The predictability of Sunday’s meeting started to unravel on Friday morning. The promise of a lovely weekend was altered. Oh yes, it was going to start out as a lovely warm weekend - but that was precisely the problem. The forecasters were casting their analytical eyes over the weather charts and isotherms and concern furrowed their brows and clouded their weather reports. The warm air mass was on a collision course with another colder trough of air, and it looked like it might come to some kind of cataclysmic conclusion sometime on Saturday afternoon.
The wisest cottage owners reluctantly revised their plans. They hadn’t planned to be here for the weekend anyway, so they hunkered down in their city cocoons, and promised to ride out the anticipated storm - hoping on one hand that it happened as predicted so they wouldn’t regret staying at home, but also wondering how they would feel if it passed over the area and ruined their plans for a weekend at the lake for no reason.
For once the weather people were right - well, not exactly right - cataclysm might have been too mild a word to describe what happened. Saturday morning was hot and sunny, but early in the afternoon the cool air started rolling in from the north and the roiling thunderheads started heading for the stratosphere - great towering anvil shaped masses of cloud. Lightning began crackling the air and the rain came down in buckets, alternating with hailstones that could leave welts on an unsuspecting, cowering pedestrian. The rain was huge, so huge that it began overwhelming the storm sewers and pretty soon a good portion of the downtown area was wallowing in knee deep water. Basements flooded, stores flooded, people were stranded in swamped vehicles.
The emergency measures people managed to get hold of the minister asking if the church could be used as an emergency shelter. It was on some high ground and there were people who needed a dry place. The minister phoned the chair of the board and pretty soon a hasty plan was devised to turn the basement into a dormitory, the kitchen into an emergency feeding station and the church hall into a social area - complete with card tables, a couple of televisions and a supply of VCR tapes and puzzle books. The place swarmed with dazed adults and excited children.
Congregation members who lived on the drier side of town - not that there was a dry side, but some places had escaped the complete force of the storm and flood, were asked to come down to lend a hand, as long as it was safe to do so. Cabin dwellers with their vehicles packed with those staples they had made ready to take to their summer residence were diverted to the church kitchen.
It was a frenetic, chaotic, noisy and busy change of plans. It’s hard to sleep in a crowded cot farm at the best of times, but for people worried about their belongings, and wondering what their insurance policy said, and wondering if they had renewed their insurance, and wondering why they hadn’t bought insurance it was just too much to expect them to get any shut-eye - although some finally did due to sheer exhaustion. Likewise the congregation members were pretty much unable to find a place to sleep - the people made homeless were first on the list for a bed, and there was food to prepare and serve and there were many other needs to be addressed.

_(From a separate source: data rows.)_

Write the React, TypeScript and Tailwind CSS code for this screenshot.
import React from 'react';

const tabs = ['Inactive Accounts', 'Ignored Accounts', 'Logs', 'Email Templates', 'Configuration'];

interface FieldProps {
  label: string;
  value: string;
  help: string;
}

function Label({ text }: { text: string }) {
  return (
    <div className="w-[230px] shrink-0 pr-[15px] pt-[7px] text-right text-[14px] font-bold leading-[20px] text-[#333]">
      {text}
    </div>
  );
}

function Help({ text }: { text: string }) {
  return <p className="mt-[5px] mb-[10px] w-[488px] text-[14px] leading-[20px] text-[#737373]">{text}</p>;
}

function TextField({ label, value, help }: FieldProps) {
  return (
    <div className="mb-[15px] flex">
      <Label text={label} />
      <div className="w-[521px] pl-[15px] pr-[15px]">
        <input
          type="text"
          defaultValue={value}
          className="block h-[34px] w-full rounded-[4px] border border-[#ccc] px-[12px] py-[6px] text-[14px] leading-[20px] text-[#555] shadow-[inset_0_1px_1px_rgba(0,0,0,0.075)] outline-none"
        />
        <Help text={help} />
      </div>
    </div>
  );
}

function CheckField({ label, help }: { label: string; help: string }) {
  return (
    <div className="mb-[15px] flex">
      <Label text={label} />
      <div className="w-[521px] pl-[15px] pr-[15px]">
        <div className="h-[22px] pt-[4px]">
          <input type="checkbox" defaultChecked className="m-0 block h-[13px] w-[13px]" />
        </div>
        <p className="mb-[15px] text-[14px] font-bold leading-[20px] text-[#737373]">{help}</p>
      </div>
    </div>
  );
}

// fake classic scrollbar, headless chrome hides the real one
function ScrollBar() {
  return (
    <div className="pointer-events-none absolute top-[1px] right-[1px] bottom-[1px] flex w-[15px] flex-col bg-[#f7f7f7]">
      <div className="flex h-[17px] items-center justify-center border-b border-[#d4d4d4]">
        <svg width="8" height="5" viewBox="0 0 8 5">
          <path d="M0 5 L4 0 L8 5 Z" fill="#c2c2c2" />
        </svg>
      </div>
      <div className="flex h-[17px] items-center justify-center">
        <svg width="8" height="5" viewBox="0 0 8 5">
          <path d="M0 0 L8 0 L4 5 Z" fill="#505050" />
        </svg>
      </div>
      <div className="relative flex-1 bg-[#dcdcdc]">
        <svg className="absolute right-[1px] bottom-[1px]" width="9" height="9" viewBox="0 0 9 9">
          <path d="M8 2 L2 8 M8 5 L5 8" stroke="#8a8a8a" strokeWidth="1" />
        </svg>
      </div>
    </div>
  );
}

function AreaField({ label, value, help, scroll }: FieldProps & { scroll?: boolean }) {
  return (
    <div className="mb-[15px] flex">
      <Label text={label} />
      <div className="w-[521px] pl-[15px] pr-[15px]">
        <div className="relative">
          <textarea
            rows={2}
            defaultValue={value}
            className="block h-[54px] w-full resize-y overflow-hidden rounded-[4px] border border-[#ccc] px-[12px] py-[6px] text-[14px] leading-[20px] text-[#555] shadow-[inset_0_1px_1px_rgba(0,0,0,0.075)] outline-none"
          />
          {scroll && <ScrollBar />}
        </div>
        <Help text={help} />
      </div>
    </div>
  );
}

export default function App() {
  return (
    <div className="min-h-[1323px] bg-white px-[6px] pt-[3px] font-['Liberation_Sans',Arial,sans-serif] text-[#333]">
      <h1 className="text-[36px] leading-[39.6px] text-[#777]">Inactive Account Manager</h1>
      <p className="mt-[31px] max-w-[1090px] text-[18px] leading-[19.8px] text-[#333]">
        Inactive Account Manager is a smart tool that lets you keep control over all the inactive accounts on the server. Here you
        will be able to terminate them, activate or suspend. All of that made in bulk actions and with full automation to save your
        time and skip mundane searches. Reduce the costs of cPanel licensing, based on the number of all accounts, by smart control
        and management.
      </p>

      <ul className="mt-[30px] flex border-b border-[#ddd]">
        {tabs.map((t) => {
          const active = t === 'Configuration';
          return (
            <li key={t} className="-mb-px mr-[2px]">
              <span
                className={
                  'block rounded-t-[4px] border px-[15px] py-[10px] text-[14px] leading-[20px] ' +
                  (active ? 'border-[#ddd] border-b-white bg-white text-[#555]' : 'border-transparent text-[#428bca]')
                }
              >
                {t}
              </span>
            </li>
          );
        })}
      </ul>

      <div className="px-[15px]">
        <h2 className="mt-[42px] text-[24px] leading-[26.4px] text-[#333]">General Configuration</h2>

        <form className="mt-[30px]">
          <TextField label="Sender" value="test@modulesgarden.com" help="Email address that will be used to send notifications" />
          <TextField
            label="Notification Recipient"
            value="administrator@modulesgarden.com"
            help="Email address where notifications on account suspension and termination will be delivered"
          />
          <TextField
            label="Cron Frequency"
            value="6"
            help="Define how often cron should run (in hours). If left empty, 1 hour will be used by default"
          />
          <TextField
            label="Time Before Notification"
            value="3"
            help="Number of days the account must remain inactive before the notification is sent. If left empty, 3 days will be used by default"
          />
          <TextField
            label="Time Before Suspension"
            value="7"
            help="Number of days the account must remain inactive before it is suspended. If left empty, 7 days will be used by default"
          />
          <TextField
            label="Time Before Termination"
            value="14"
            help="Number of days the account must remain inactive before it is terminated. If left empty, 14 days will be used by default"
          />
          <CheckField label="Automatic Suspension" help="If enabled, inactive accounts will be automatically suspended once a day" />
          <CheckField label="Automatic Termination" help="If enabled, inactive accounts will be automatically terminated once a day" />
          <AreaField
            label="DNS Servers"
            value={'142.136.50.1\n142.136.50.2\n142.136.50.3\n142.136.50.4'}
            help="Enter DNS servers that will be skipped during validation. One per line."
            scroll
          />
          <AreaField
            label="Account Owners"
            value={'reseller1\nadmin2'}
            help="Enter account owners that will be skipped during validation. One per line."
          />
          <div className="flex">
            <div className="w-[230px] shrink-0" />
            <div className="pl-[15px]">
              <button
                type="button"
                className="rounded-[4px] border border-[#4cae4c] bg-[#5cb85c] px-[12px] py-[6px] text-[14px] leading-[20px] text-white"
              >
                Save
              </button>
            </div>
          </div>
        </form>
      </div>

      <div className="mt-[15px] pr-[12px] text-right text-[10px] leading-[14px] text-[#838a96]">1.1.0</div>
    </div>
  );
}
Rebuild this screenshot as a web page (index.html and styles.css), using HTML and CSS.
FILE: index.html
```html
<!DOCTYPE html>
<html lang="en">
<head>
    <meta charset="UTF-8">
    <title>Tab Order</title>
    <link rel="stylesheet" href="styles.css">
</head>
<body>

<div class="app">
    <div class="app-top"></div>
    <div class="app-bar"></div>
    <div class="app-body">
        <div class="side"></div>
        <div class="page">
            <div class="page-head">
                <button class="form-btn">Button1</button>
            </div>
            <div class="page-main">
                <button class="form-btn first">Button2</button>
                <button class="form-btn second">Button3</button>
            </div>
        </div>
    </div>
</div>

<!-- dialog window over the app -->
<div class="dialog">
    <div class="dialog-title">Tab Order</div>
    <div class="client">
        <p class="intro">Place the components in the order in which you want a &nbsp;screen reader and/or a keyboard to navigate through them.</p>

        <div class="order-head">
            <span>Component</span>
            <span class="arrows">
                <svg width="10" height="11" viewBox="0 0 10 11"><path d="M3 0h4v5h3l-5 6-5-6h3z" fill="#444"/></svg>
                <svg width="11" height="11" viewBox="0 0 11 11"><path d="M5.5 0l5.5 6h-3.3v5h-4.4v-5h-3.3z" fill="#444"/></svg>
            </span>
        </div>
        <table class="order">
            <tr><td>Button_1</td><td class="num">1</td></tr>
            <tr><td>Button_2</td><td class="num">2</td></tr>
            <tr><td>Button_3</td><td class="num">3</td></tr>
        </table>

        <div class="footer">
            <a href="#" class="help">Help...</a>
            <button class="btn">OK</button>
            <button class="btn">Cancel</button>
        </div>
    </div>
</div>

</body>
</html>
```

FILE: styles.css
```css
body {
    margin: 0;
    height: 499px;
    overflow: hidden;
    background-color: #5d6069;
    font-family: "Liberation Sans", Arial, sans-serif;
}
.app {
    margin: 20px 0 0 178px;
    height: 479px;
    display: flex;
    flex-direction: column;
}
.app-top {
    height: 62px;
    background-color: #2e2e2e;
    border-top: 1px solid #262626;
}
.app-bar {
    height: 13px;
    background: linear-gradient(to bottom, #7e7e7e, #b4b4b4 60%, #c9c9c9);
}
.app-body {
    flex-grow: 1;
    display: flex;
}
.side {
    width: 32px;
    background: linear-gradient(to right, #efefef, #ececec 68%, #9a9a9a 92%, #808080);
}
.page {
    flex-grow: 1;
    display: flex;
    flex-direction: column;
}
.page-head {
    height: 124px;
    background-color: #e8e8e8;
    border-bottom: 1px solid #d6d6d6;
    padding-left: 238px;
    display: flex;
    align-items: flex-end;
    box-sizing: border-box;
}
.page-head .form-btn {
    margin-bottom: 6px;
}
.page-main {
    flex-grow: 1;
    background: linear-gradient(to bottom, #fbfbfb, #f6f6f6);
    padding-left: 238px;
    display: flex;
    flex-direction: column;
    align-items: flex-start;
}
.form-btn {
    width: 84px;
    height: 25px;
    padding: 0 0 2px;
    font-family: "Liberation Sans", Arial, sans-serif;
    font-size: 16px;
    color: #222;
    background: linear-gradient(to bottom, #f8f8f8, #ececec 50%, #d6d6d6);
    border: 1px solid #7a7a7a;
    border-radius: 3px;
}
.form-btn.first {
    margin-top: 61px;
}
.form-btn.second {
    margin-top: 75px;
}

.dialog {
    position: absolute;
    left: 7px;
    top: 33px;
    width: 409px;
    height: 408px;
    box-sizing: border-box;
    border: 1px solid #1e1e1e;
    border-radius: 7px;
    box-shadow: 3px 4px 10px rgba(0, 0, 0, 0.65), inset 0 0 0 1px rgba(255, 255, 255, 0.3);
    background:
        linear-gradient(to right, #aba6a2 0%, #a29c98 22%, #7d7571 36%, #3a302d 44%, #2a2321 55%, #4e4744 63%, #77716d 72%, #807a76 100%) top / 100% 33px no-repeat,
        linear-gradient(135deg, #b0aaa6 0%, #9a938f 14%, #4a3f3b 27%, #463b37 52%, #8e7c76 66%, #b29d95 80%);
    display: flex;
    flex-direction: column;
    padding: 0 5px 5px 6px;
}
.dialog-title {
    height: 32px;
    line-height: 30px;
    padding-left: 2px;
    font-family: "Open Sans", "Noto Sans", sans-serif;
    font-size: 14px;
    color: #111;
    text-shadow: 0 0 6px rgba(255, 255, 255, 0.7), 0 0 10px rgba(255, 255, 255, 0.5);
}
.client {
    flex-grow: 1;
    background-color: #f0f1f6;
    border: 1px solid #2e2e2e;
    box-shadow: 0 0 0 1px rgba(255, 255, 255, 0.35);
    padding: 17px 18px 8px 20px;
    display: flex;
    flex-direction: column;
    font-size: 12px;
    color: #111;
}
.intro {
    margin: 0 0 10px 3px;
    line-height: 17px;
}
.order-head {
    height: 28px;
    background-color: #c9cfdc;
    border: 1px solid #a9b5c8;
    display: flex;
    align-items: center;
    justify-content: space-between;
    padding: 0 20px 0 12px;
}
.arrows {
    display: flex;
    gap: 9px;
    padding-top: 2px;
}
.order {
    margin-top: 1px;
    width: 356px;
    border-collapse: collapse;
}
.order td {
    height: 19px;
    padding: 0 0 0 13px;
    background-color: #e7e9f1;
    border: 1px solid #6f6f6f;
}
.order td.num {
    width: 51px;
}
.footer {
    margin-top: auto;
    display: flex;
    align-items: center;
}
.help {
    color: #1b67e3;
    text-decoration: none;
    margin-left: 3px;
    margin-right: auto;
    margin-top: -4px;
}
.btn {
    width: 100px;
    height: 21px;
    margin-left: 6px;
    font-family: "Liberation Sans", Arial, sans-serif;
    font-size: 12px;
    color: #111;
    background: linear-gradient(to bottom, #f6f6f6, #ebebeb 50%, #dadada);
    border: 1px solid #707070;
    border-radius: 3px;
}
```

Sunday morning arrived and things were not typical at all. The sanctuary was dotted with people who thought that a hard wooden pew in the relative quiet would be more comfortable than a mattressed cot in the midst of a snoring and sobbing multitude.
What to do?
A quick huddle was arranged with the minister, members of the church board that had come out to help and some other congregation members. Not only was today Sunday - the regular day of worship, but this was annual meeting day!
Someone in the meeting spoke up. What are we worried about - we’ve never had this many people here on a Sunday. We’ve done a good job - we’ve answered the call to help - but we should keep on doing what we do best. We should have a worship service anyway. It’s who we are, and people can come if they want to - we won’t force them - but it might be one of the best things we can do. I can think of things to be thankful for. I can think of things to pray about. We need help beyond what we’ve mustered here, and many of these people need help and who do we call on when we face these kinds of things - why God of course!
And so, they worshipped. It was Pentecost and the passage that talked about the people gathered from all over was not lost on these people - curious community members who had come to worship because it was something to do, and congregation members alike. This was their own kind of Pentecost - not exactly wind and fire - although the wind in the worst of the storm had been massive, but water and wind. Even the language thing had meaning for them - there was more than English being spoken among the people crowded into the church hall. Other congregation members heard the passage from Ezekiel - the one about the valley of bones and wondered if this unexpected call to service on this the weekend of the great storm was God’s breath of life over this community.
They postponed the annual meeting - but there were many there who felt that really they had had their annual meeting. The reports - exciting as some of them were - were pale in comparison to the events they had experienced this weekend. In fact many thought and a few spoke about it amongst themselves that the storm had done more than damage property and disrupt lives. It had washed over this congregation - clearing out some of the old and worn ways of being and showing them who they were as God’s people. In a strange way the people of this church had been given a glimpse of who and what they could be. New relationships were forged between the people they served and between congregation members who had only barely known each other before. There was new respect for gifts and abilities that had never surfaced before. Who knew that the fellowship committee chair was such a good short-order cook and who would have guessed that the women’s group treasurer - a single woman all her life - was so good at entertaining children?
When it was all over and their guests had gone home to put their lives back together, and the cots had been disassembled and the kitchen cleaned up, the congregation members gathered for a short service of thanksgiving and encouragement. The minister read again the story of Pentecost that they had heard on Sunday morning. They heard these words: "I will pour out my Spirit on every kind of people: Your sons will prophesy, also your daughters; Your young men will see visions, your old men dream dreams. When the time comes, I'll pour out my Spirit on those who serve me, men and women both.” and many felt that Pentecost had happened or was happening again. Amen.